BERLIN/YEREVAN — This year Armenians in the Republic and in the diaspora are celebrating the 150th birthday of Hovhannes Tumanyan (1869-1923), a beloved national poet. Known for his vast literary output including ballads, poems, fables and essays, he is best remembered for his fairy tales. One first encounters such magical stories in childhood, but the vivid memories remain through adulthood, and in later years may be shared with children and grandchildren.
Tumanyan searched through the legends and sagas, fables, humorous tales, allegories and anecdotes of his native Armenia and unearthed an immense literary treasure. But he looked into the traditions of other cultures as well, and translated Russian, Indian, Japanese, Irish, Italian and Persian fairy tales into Armenian.
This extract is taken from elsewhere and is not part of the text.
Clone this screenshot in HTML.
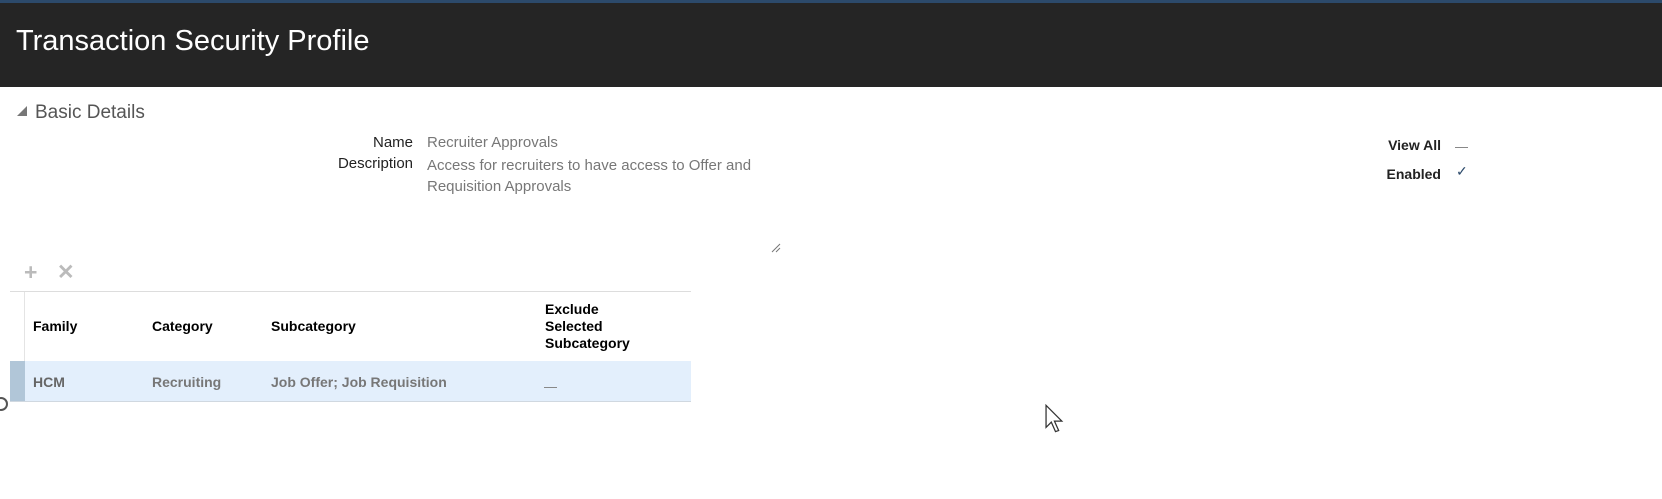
<!DOCTYPE html>
<html><head><style>
body{margin:0;width:1662px;height:499px;background:#fff;font-family:"Liberation Sans",sans-serif;position:relative;overflow:hidden}
.a{position:absolute;white-space:nowrap}
.hdr{position:absolute;left:0;top:0;width:1662px;height:87px;background:#252525;border-top:3px solid #2c4a6b;box-sizing:border-box}
.lbl{font-size:15px;color:#222;text-align:right}
.val{font-size:15px;color:#777}
.h{font-size:14px;font-weight:bold}
</style></head><body>
<div class="hdr"></div>
<div class="a" style="left:16px;top:25px;font-size:29px;color:#fff">Transaction Security Profile</div>
<div class="a" style="left:17px;top:106px;width:0;height:0;border-left:10px solid transparent;border-bottom:10px solid #777"></div>
<div class="a" style="left:35px;top:102px;font-size:19px;color:#555">Basic Details</div>
<div class="a lbl" style="left:313px;width:100px;top:134px">Name</div>
<div class="a lbl" style="left:313px;width:100px;top:155px">Description</div>
<div class="a val" style="left:427px;top:134px">Recruiter Approvals</div>
<div class="a val" style="left:427px;top:155px;line-height:21px">Access for recruiters to have access to Offer and<br>Requisition Approvals</div>
<svg class="a" style="left:770px;top:242px" width="12" height="12" viewBox="0 0 12 12"><path d="M2 10 L10 2 M6 10 L10 6" stroke="#777" stroke-width="1"/></svg>
<div class="a lbl" style="left:1340px;width:101px;top:137px;font-weight:bold;font-size:14px">View All</div>
<div class="a" style="left:1455px;top:147px;width:13px;height:1px;background:#888"></div>
<div class="a lbl" style="left:1340px;width:101px;top:166px;font-weight:bold;font-size:14px">Enabled</div>
<div class="a" style="left:1456px;top:163px;font-size:14px;color:#2c4a6b">✓</div>
<div class="a" style="left:24px;top:259px;font-size:23px;color:#bbb;font-weight:bold">+</div>
<div class="a" style="left:57px;top:260px;font-size:21px;color:#bbb;font-weight:bold">✕</div>
<div class="a" style="left:10px;top:291px;width:681px;height:1px;background:#ddd"></div>
<div class="a" style="left:24px;top:292px;width:1px;height:69px;background:#e4e4e4"></div>
<div class="a" style="left:10px;top:361px;width:681px;height:40px;background:#e3effc;border-bottom:1px solid #d0d8e0"></div>
<div class="a" style="left:10px;top:361px;width:15px;height:40px;background:#b1c6d8"></div>
<div class="a h" style="left:33px;top:318px">Family</div>
<div class="a h" style="left:152px;top:318px">Category</div>
<div class="a h" style="left:271px;top:318px">Subcategory</div>
<div class="a h" style="left:545px;top:301px;line-height:17px">Exclude<br>Selected<br>Subcategory</div>
<div class="a h" style="left:33px;top:374px;color:#666">HCM</div>
<div class="a h" style="left:152px;top:374px;color:#777">Recruiting</div>
<div class="a h" style="left:271px;top:374px;color:#777">Job Offer; Job Requisition</div>
<div class="a" style="left:544px;top:387px;width:13px;height:1px;background:#888"></div>
<div class="a" style="left:-6px;top:397px;width:10px;height:10px;border:2px solid #555;border-radius:50%"></div>
<svg class="a" style="left:1045px;top:404px" width="21" height="30" viewBox="0 0 20 28"><path d="M1 1 L1 22 L6 17 L10 26 L13 25 L9 16 L16 16 Z" fill="#fff" stroke="#333" stroke-width="1.2"/></svg>
</body></html>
The genre of fairy tales thus became a vehicle for cultural dialogue.
His relationship to German literature was very special. In the Tumanyan Museum in Yerevan one can find works by the Grimm brothers, Jakob (1785-1863) and Wilhelm (1786-1859), the groundbreaking philologists who assembled and published the authoritative collection of German folklore, as well as works collected by Ludwig Bechstein. Tumanyan not only translated several of Grimms’ fairy tales, but also picked up themes from them that he developed in his own works; for example, the sly fox in “King Chach-Chah” is a kindred spirit of the “Puss in Boots,” “The Girl without Arms” reminds us of Grimm’s “Girl without Hands,” and in “Kadj Nazar” we recall “The Valiant Little Tailor.”
Now a new volume of 20 fairy tales has appeared in German translation by writer and translator Agapi Mkrtchian and professor Helmuth R. Malonek. The book, Armenische Märchen – Howhannes Tumanjan, was released in May, published by the Wolfgang-Hager-Verlag in Austria. It is 100 pages long and contains 20 color illustrations, paintings done by Armenian and German schoolchildren on themes from the fairy tales.
Why Fairy Tales?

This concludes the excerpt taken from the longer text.